A faculty member at Loyola Marymount University has threatened the Jesuit institution with "legal action" if it drops coverage of abortion in its healthcare plan.
The administration and the president of the university, David Burcham, recently announced that the university was dropping abortion coverage from the health plan. The news was shared with faculty and staff via a letter, that said, in part, “We are writing to inform you of a change in LMU’s health benefits coverage regarding elective abortions and to correct some misrepresentations that have been reported about how this change occurred.” The letter was dated Aug. 15, 2013, the Feast of the Assumption of the Blessed Virgin Mary.
That decision—which is expected to be made final in a board of trustees meeting today, Oct. 7, 2013—has caused widespread protest from many faculty and staff.
But, LMU Sociology professor Anna Muraco is taking it a step further.
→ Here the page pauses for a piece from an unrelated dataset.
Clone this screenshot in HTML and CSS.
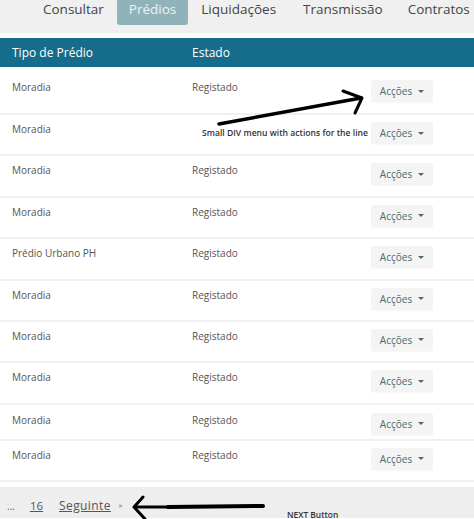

In an interview with The Argonaut (a Southern California-based publication), she indicated that should the Board of Trustees decide to drop coverage of abortion she might consider taking “legal action.”
“The fact that the university seems to be able to dabble in our healthcare sets a very dangerous precedent,” she said. “I would not be against filing some sort of legal action.”
Burcham, in an open letter, recently warned against “intellectual bullying or intimidation, whether the source be internal or external.”
According to The Argonaut, she said that the decision by the administration to drop the coverage is not in line with the Jesuit tradition of social justice telling the publication, “There cannot be social justice without reproductive (coverage).”
Muraco, who recently penned a piece on this issue for the pro-abortion rights website RH Reality Check, seemed surprised that this was an issue at all.
“If women cannot control their reproductive lives, then there is not workplace equity,” she reportedly said. “Why are we still having these conversations?”